On Generalized Geometric Distributions: Application to Modeling Scores in Cricket
In the game of cricket, batting average is the most common and basic measure of a batsman's performance during a short duration, like a series or calendar year, as well over a longer span like the career. Batting average is considered in isolation or in combination with other measures like strike rate, at times depending on the form of the game. However, in either case, treatment of runs scores from notout innings throws particular challenge in adopting batting average as a measure of true performance. The conventional way of computing batting average enjoys favour as well as criticism from intuitive standpoint - but it can be justified as the maximum likelihood estimate if the scores come from an Exponential or Geometric distribution. Either of these distributions is quite unreasonable in modeling cricket scores of a batsman because of obviously non-constant hazard or propensity to get out after scoring different runs. Towards this, we discuss the role of the Kaplan Meir estimator treating the scores from the notout innings as right censored data. We show that while it provides a vast conceptual improvement over the traditional average, there are some associated some problems as well. The first of these is because of its nonparametric nature, specially in the context of reflecting true average performance in a short duration like a tournament or a series - the other because of its inability to produce a finite-valued estimate when the largest score is from a notout innings.

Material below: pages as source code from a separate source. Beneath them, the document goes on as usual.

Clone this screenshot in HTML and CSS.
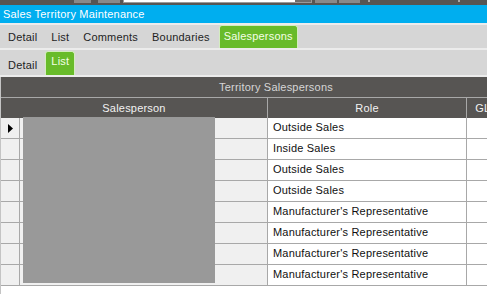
FILE: index.html
```html
<!DOCTYPE html>
<html lang="en">
<head>
  <meta charset="UTF-8">
  <title>Sales Territory Maintenance</title>
  <link rel="stylesheet" href="styles.css">
</head>
<body>

  <div class="page">

    <!-- toolbar strip (mostly cut off at the top) -->
    <div class="topstrip">
      <span class="tb-btn tb-a"></span>
      <span class="tb-btn tb-b"></span>
      <span class="tb-field"></span>
      <span class="tb-drop"></span>
      <span class="tb-btn tb-c"></span>
      <span class="tb-btn tb-d"></span>
      <span class="tb-dot tb-e"></span>
      <span class="tb-dot tb-f"></span>
    </div>

    <div class="titlebar">Sales Territory Maintenance</div>

    <!-- Main tabs -->
    <nav class="tabs tabs-main">
      <span class="tab">Detail</span>
      <span class="tab">List</span>
      <span class="tab">Comments</span>
      <span class="tab">Boundaries</span>
      <span class="tab active">Salespersons</span>
    </nav>

    <!-- Sub tabs -->
    <nav class="tabs tabs-sub">
      <span class="tab">Detail</span>
      <span class="tab active">List</span>
    </nav>

    <!-- Grid -->
    <div class="grid">
      <div class="grid-caption">Territory Salespersons</div>
      <div class="grid-head">
        <div class="hcell col-person">Salesperson</div>
        <div class="hcell col-role">Role</div>
        <div class="hcell col-gl">GL Account</div>
      </div>
      <div class="grid-body">
        <div class="row">
          <div class="rowhdr">
            <svg class="marker" width="5" height="9" viewBox="0 0 5 9"><polygon points="0,0 5,4.5 0,9" fill="#000"/></svg>
          </div>
          <div class="cell col-name"></div>
          <div class="cell col-role">Outside Sales</div>
          <div class="cell col-gl"></div>
        </div>
        <div class="row">
          <div class="rowhdr"></div>
          <div class="cell col-name"></div>
          <div class="cell col-role">Inside Sales</div>
          <div class="cell col-gl"></div>
        </div>
        <div class="row">
          <div class="rowhdr"></div>
          <div class="cell col-name"></div>
          <div class="cell col-role">Outside Sales</div>
          <div class="cell col-gl"></div>
        </div>
        <div class="row">
          <div class="rowhdr"></div>
          <div class="cell col-name"></div>
          <div class="cell col-role">Outside Sales</div>
          <div class="cell col-gl"></div>
        </div>
        <div class="row">
          <div class="rowhdr"></div>
          <div class="cell col-name"></div>
          <div class="cell col-role">Manufacturer's Representative</div>
          <div class="cell col-gl"></div>
        </div>
        <div class="row">
          <div class="rowhdr"></div>
          <div class="cell col-name"></div>
          <div class="cell col-role">Manufacturer's Representative</div>
          <div class="cell col-gl"></div>
        </div>
        <div class="row">
          <div class="rowhdr"></div>
          <div class="cell col-name"></div>
          <div class="cell col-role">Manufacturer's Representative</div>
          <div class="cell col-gl"></div>
        </div>
        <div class="row">
          <div class="rowhdr"></div>
          <div class="cell col-name"></div>
          <div class="cell col-role">Manufacturer's Representative</div>
          <div class="cell col-gl"></div>
        </div>

        <!-- names are blanked out -->
        <div class="redact"></div>
      </div>
    </div>

  </div>

</body>
</html>
```

FILE: styles.css
```css
html, body {
  margin: 0;
  padding: 0;
  height: 100%;
  overflow: hidden;
}
body {
  font-family: "Liberation Sans", Arial, sans-serif;
  font-size: 11px;
  letter-spacing: 0.2px;
  background: #fff;
  color: #111;
}
.page {
  display: flex;
  flex-direction: column;
  height: 100vh;
  width: 551px;
}

/* toolbar strip */
.topstrip {
  display: flex;
  align-items: flex-start;
  height: 5px;
  background: #575553;
  flex: none;
}
.tb-btn {
  height: 3px;
  background: #8a8988;
}
.tb-a { width: 17px; margin-left: 74px; }
.tb-b { width: 22px; margin-left: 7px; }
.tb-c { width: 22px; margin-left: 3px; }
.tb-d { width: 21px; margin-left: 2px; }
.tb-field {
  width: 171px;
  height: 2px;
  margin-left: 3px;
  background: #fff;
  border-left: 1px solid #9a9a9a;
  border-bottom: 1px solid #9a9a9a;
}
.tb-drop {
  width: 16px;
  height: 2px;
  background: #6e6c6a;
  border-right: 1px solid #9a9a9a;
  border-bottom: 1px solid #9a9a9a;
}
.tb-dot {
  width: 2px;
  height: 2px;
  background: #a8a7a6;
}
.tb-e { margin-left: 8px; }
.tb-f { margin-left: 88px; }

/* title */
.titlebar {
  height: 18px;
  line-height: 18px;
  padding-left: 3px;
  background: #00aeef;
  color: #fff;
  flex: none;
}

/* tabs */
.tabs {
  display: flex;
  align-items: flex-end;
  background: #d6d6d6;
  border-top: 2px solid #ececec;
  padding-left: 1px;
  flex: none;
}
.tabs-main {
  height: 23px;
}
.tabs-sub {
  height: 25px;
  border-bottom: 2px solid #ececec;
}
.tab {
  padding: 0 7px;
  line-height: 21px;
  color: #1e1e1e;
}
.tabs-sub .tab {
  line-height: 20px;
}
.tab.active {
  background: #68bb2a;
  color: #f4ffe6;
  border: 1px solid #d4ecc0;
  border-bottom: none;
  border-radius: 3px 3px 0 0;
  padding: 0 4px 0 4px;
  margin-left: 2px;
  line-height: 20px;
  height: 22px;
}
.tabs-sub .tab.active {
  padding: 0 5px;
  margin-left: 1px;
  height: 23px;
  line-height: 18px;
}

/* grid */
.grid {
  flex: 1;
  display: flex;
  flex-direction: column;
  background: #575553;
  border-left: 1px solid #c4c4c4;
}
.grid-caption {
  height: 20px;
  line-height: 20px;
  text-align: center;
  color: #d6d6d6;
  border-bottom: 1px solid #a8a8a8;
}
.grid-head {
  display: flex;
  height: 20px;
  line-height: 20px;
  color: #f2f2f2;
}
.hcell {
  text-align: center;
  border-right: 1px solid #a8a8a8;
}
.hcell.col-person { width: 266px; }
.hcell.col-role { width: 198px; }
.hcell.col-gl {
  width: 75px;
  border-right: none;
}

.grid-body {
  flex: 1;
  position: relative;
  background: #fff;
}
.row {
  display: flex;
  height: 20px;
  border-bottom: 1px solid #a8a8a8;
}
.rowhdr {
  width: 18px;
  background: #f0f0f0;
  border-right: 1px solid #a8a8a8;
  display: flex;
  align-items: center;
  padding-left: 7px;
  box-sizing: border-box;
}
.rowhdr {
  width: 19px;
}
.cell {
  line-height: 19px;
  border-right: 1px solid #a8a8a8;
  color: #101010;
}
.cell.col-name {
  width: 247px;
  background: #f0f0f0;
}
.cell.col-role {
  width: 193px;
  padding-left: 5px;
}
.cell.col-gl {
  width: 84px;
  border-right: none;
}
.redact {
  position: absolute;
  top: -1px;
  left: 22px;
  width: 192px;
  height: 166px;
  background: #999;
}
```
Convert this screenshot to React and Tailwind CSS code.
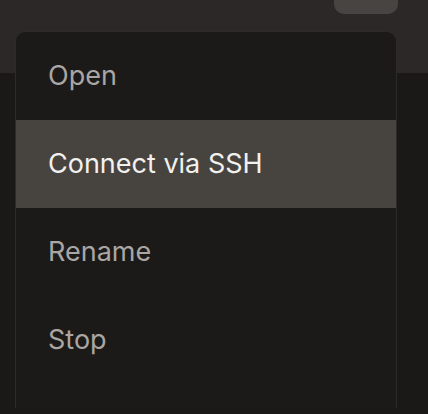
export default function App() {
  const items = ['Open', 'Connect via SSH', 'Rename', 'Stop'];
  return (
    <div className="h-[414px] w-[428px] overflow-hidden bg-[#1a1918] font-['Inter',sans-serif]">
      {/* Top bar */}
      <div className="relative h-[73px] bg-[#2b2827]">
        <div className="absolute right-[30px] top-0 h-[14px] w-[64px] rounded-b-[10px] bg-[#474441]" />
      </div>
      {/* Menu */}
      <div className="relative -mt-[42px] ml-[15px] w-[382px] rounded-t-[10px] border border-b-0 border-[#2d2b2a] bg-[#1c1a19] pb-6">
        {items.map((label, i) => (
          <div
            key={label}
            className={
              i === 1
                ? 'flex h-[88px] items-center bg-[#474440] pl-[32px] text-[27px] text-[#f2f1ef]'
                : 'flex h-[88px] items-center pl-[32px] text-[27px] text-[#a9a6a3]'
            }
          >
            {label}
          </div>
        ))}
      </div>
    </div>
  );
}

To address these concerns, we propose a generalized class of Geometric distributions (GGD) as model for the runs scored by individual batsmen. The generalization comes in the form of hazard of getting out changing from one score to another. We consider the change points as the known or specified parameters and derive the general expressions for the restricted maximum likelihood estimators of the hazard rates under the generalized structure considered. Given the domain context, we propose and test ten different variations of the GGD model and carry out the test across the nested models using the asymptotic distribution of the likelihood ratio statistic to determine the best possible model. This family of GGD subsumes the traditional average as well as the Kaplan-Meir based estimate, as the 1 parameter GGD is the simple Geometric distribution, while the infinite order GGD corresponds to the non-parametric Kaplan-Meir based survival function. Finally to estimate the true batting average, we propose two methods: first being the simple mean of the fitted GGD and in the second case the notout scores are replaced by conditional mean of the fitted GGD, before averaging out. We show that while the two methods coincide for the two extreme GGD (simple Geometric and nonparametric) it is not so in general. We also discuss how different approaches for estimating average over a short or long time horizon. Finally we compute batting averages by the different methods for all top players, in both forms of the game and study the rank correlation. We also present results from numerical computation is carried out using scores of all opening batsmen as well as No 11 batsmen in one day cricket matches, to illustrate model selection procedures. This also establishes that any model in the family need not be appropriate for all situation. We also focus on Batting average of two players. In particular, we show that quite possibly Bradman's true average was greater than 100, while Bevan have been distinctly beneficiary of prevalent way of computing average as his 1-day average seems to be an overestimate by fair degree.
Keywords: Average, Censored, Hazard, Kaplan Meir estimator, (restricted) maximum likelihood.